Les Musiciens du Prince-Monaco montrent un peu leurs limites chez Brahms et chez Gluck/Berlioz (ou Gluck/Saint-Saëns devrait-on dire, puisque c’est ce dernier qui réorchestra « Amour, viens rendre à mon âme » à l’intention de Pauline Viardot), où le son est un peu sec. Rossini n’échappe pas de son côté à quelques lourdeurs, mais l’orchestre montre un vrai savoir-faire quant à l’accompagnement des chanteurs : à l’écoute, jamais écrasant, mais avec des vraies propositions musicales et expressives.

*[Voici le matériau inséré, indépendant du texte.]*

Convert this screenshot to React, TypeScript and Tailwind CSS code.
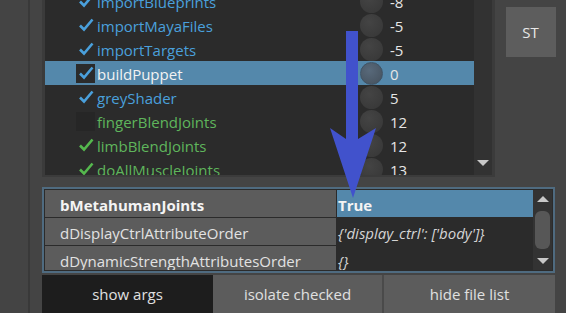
import React from 'react';

type Step = {
  name: string;
  value: string;
  color: 'blue' | 'green';
  checked: boolean;
  selected?: boolean;
};

const steps: Step[] = [
  { name: 'importBlueprints', value: '-8', color: 'blue', checked: true },
  { name: 'importMayaFiles', value: '-5', color: 'blue', checked: true },
  { name: 'importTargets', value: '-5', color: 'blue', checked: true },
  { name: 'buildPuppet', value: '0', color: 'blue', checked: true, selected: true },
  { name: 'greyShader', value: '5', color: 'blue', checked: true },
  { name: 'fingerBlendJoints', value: '12', color: 'green', checked: false },
  { name: 'limbBlendJoints', value: '12', color: 'green', checked: true },
  { name: 'doAllMuscleJoints', value: '13', color: 'green', checked: true },
];

const args = [
  { key: 'bMetahumanJoints', value: 'True', selected: true },
  { key: 'dDisplayCtrlAttributeOrder', value: "{'display_ctrl': ['body']}" },
  { key: 'dDynamicStrengthAttributesOrder', value: '{}' },
];

function Check({ color }: { color: string }) {
  return (
    <svg width="16" height="16" viewBox="0 0 16 16">
      <path d="M2 8.5 L6 12.5 L14.5 2.5" fill="none" stroke={color} strokeWidth="2.6" strokeLinejoin="miter" />
    </svg>
  );
}

function StepRow({ step }: { step: Step }) {
  const text = step.selected ? 'text-[#f2f2f2]' : step.color === 'blue' ? 'text-[#4aa0dc]' : 'text-[#5fb55c]';
  const checkColor = step.color === 'blue' ? '#4aa0dc' : '#55b84e';
  return (
    <div className={`flex h-[24px] items-center ${step.selected ? 'bg-[#5488ab]' : ''}`}>
      <div className="w-[31px]" />
      <div
        className={`flex h-[19px] w-[19px] items-center justify-center ${
          step.selected ? 'bg-[#2b2b2b]' : !step.checked ? 'bg-[#262626]' : ''
        }`}
      >
        {step.checked && <Check color={checkColor} />}
      </div>
      <div className={`ml-[2px] w-[263px] pt-[2px] text-[15px] ${text}`}>{step.name}</div>
      <div className="flex w-[23px] justify-center">
        <div
          className={`h-[23px] w-[23px] rounded-full ${
            step.selected
              ? 'border border-[#3f5466] bg-[radial-gradient(circle_at_40%_35%,#58697a,#44505c)]'
              : 'bg-[radial-gradient(circle_at_40%_35%,#444444,#363636)]'
          }`}
        />
      </div>
      <div className="ml-[7px] pt-[2px] text-[15px] text-[#e6e6e6]">{step.value}</div>
    </div>
  );
}

export default function App() {
  return (
    <div
      className="relative flex h-[313px] w-[566px] overflow-hidden bg-[#444444]"
      style={{ fontFamily: '"Open Sans", "Noto Sans", sans-serif' }}
    >
      <div className="w-[28px] shrink-0" />
      <div className="w-[2px] shrink-0 bg-[#393939]" />
      <div className="w-[12px] shrink-0" />

      <div className="flex flex-1 flex-col">
        <div className="flex h-[177px]">
          <div className="flex w-[453px] border-b-[2px] border-l-[3px] border-r-[3px] border-[#3b3b3b] bg-[#2b2b2b]">
            <div className="flex-1 overflow-hidden">
              <div className="mt-[-11px]">
                {steps.map((s) => (
                  <StepRow key={s.name} step={s} />
                ))}
              </div>
            </div>
            <div className="flex w-[18px] flex-col items-center justify-end bg-[#323232] pb-[9px]">
              <div className="h-0 w-0 border-l-[6px] border-r-[6px] border-t-[6px] border-l-transparent border-r-transparent border-t-[#c8c8c8]" />
            </div>
          </div>
          <div className="flex flex-1 justify-center pt-[7px]">
            <div className="flex h-[50px] w-[50px] items-center justify-center bg-[#5d5d5d] text-[15px] text-[#e8e8e8]">
              ST
            </div>
          </div>
        </div>

        <div className="mt-[10px] flex w-[513px] border-2 border-[#4f6b80] bg-[#2b2b2b] p-[1px]">
          <div className="flex h-[80px] flex-1 flex-col gap-[1px] overflow-hidden">
            {args.map((a) => (
              <div key={a.key} className="flex h-[27px] shrink-0 gap-[1px]">
                <div
                  className={`flex w-[291px] items-center bg-[#5c5c5c] pl-[15px] pt-[3px] text-[15px] text-[#e2e2e2] ${
                    a.selected ? 'font-bold text-[#f4f4f4]' : ''
                  }`}
                >
                  {a.key}
                </div>
                <div
                  className={`flex flex-1 items-center pl-[1px] pt-[3px] text-[15px] ${
                    a.selected ? 'bg-[#5488ab] font-bold text-[#f4f4f4]' : 'bg-[#2b2b2b] italic text-[#d4d4d4]'
                  }`}
                >
                  {a.value}
                </div>
              </div>
            ))}
          </div>
          <div className="flex w-[19px] flex-col items-center justify-between bg-[#333333] py-[6px]">
            <div className="h-0 w-0 border-b-[6px] border-l-[6px] border-r-[6px] border-b-[#c8c8c8] border-l-transparent border-r-transparent" />
            <div className="h-[38px] w-[15px] rounded-[6px] bg-[#575757]" />
            <div className="h-0 w-0 border-l-[6px] border-r-[6px] border-t-[6px] border-l-transparent border-r-transparent border-t-[#c8c8c8]" />
          </div>
        </div>

        <div className="mt-[2px] flex h-[40px] w-[513px]">
          <div className="flex w-[171px] items-center justify-center bg-[#1d1d1d] text-[15px] text-[#e0e0e0]">
            show args
          </div>
          <div className="flex w-[171px] items-center justify-center border-r-2 border-[#4a4a4a] bg-[#5c5c5c] text-[15px] text-[#e0e0e0]">
            isolate checked
          </div>
          <div className="flex flex-1 items-center justify-center bg-[#5c5c5c] text-[15px] text-[#e0e0e0]">
            hide file list
          </div>
        </div>
      </div>

      <svg className="pointer-events-none absolute left-0 top-0" width="566" height="313" viewBox="0 0 566 313">
        <path d="M346 31 L358 31 L358 139 L376 128 L353 198 L330 128 L346 139 Z" fill="#4152cc" />
      </svg>
    </div>
  );
}
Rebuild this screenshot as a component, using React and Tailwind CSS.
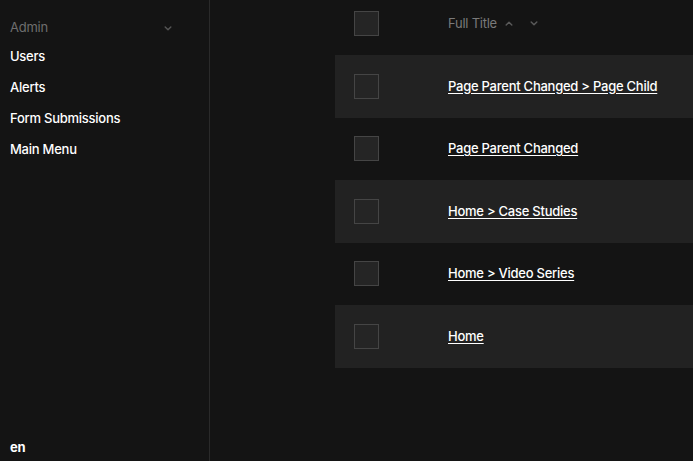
import React from "react";

const rows = [
  "Page Parent Changed > Page Child",
  "Page Parent Changed",
  "Home > Case Studies",
  "Home > Video Series",
  "Home",
];

function Chevron({ up, className }) {
  return (
    <svg viewBox="0 0 10 6" className={className} fill="none" stroke="currentColor" strokeWidth="1.8" strokeLinecap="round" strokeLinejoin="round">
      {up ? <path d="M1.5 5 L5 1.5 L8.5 5" /> : <path d="M1.5 1 L5 4.5 L8.5 1" />}
    </svg>
  );
}

function Box() {
  return <div className="w-[25px] h-[25px] border border-[#454545] bg-[#252525]" />;
}

export default function App() {
  return (
    <div className="flex w-[693px] h-[461px] bg-[#141414] overflow-hidden tracking-[-0.25px]" style={{ fontFamily: "Inter, 'Liberation Sans', sans-serif" }}>
      <aside className="w-[210px] shrink-0 border-r border-[#2a2a2a] flex flex-col justify-between pl-[10px] pr-[37px]">
        <div className="pt-[18px]">
          <div className="flex items-center justify-between h-[20px] text-[13px] text-[#6e6e6e]">
            <span>Admin</span>
            <Chevron className="w-[8px] h-[5px] text-[#555]" />
          </div>
          <nav className="flex flex-col mt-[3px] text-[13px] text-white font-medium">
            <span className="h-[31px] flex items-center">Users</span>
            <span className="h-[31px] flex items-center">Alerts</span>
            <span className="h-[31px] flex items-center">Form Submissions</span>
            <span className="h-[31px] flex items-center">Main Menu</span>
          </nav>
        </div>
        <div className="pb-[4px] text-[13px] font-bold text-white">en</div>
      </aside>
      <main className="flex-1 pl-[125px]">
        <div className="flex items-start h-[55px] pt-[11px]">
          <div className="w-[113px] pl-[19px]"><Box /></div>
          <div className="flex items-center h-[25px] text-[13px] text-[#7a7a7a]">
            <span>Full Title</span>
            <Chevron up className="w-[8px] h-[5px] ml-[8px] text-[#5a5a5a]" />
            <Chevron className="w-[8px] h-[5px] ml-[17px] text-[#5a5a5a]" />
          </div>
        </div>
        {rows.map((t, i) => (
          <div key={t} className={`flex items-center h-[62.5px] ${i % 2 === 0 ? "bg-[#222222]" : ""}`}>
            <div className="w-[113px] pl-[19px]"><Box /></div>
            <a className="text-[13px] text-white font-medium underline underline-offset-2">{t}</a>
          </div>
        ))}
      </main>
    </div>
  );
}
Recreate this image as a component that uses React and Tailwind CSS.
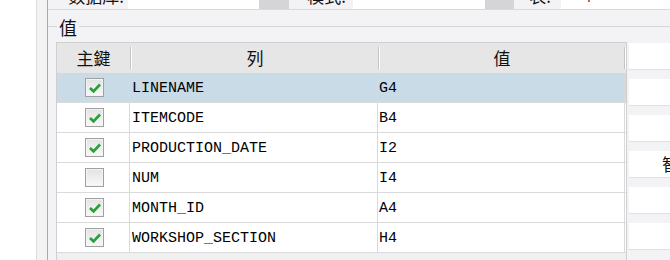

L’enregistrement se clôt sur une note originale avec « Krunk », une mélodie traditionnelle arménienne recueillie par Komitas et qui permet à Varduhi Abrahamyan d’inclure sa langue maternelle dans le programme – choix justifié également par le répertoire de Pauline Viardot, qui comportait semble-t-il des chants populaires d’Arménie. On y entend le timbre si reconnaissable du duduk, instrument traditionnel arménien, dans une mélodie et une orchestration splendides qui ne s’éloignent pas tant que cela des autres pièces de l’album, et où la mezzo-soprano convainc encore qu’elle est une voix à suivre, grâce à une maturité vocale et expressive évidente.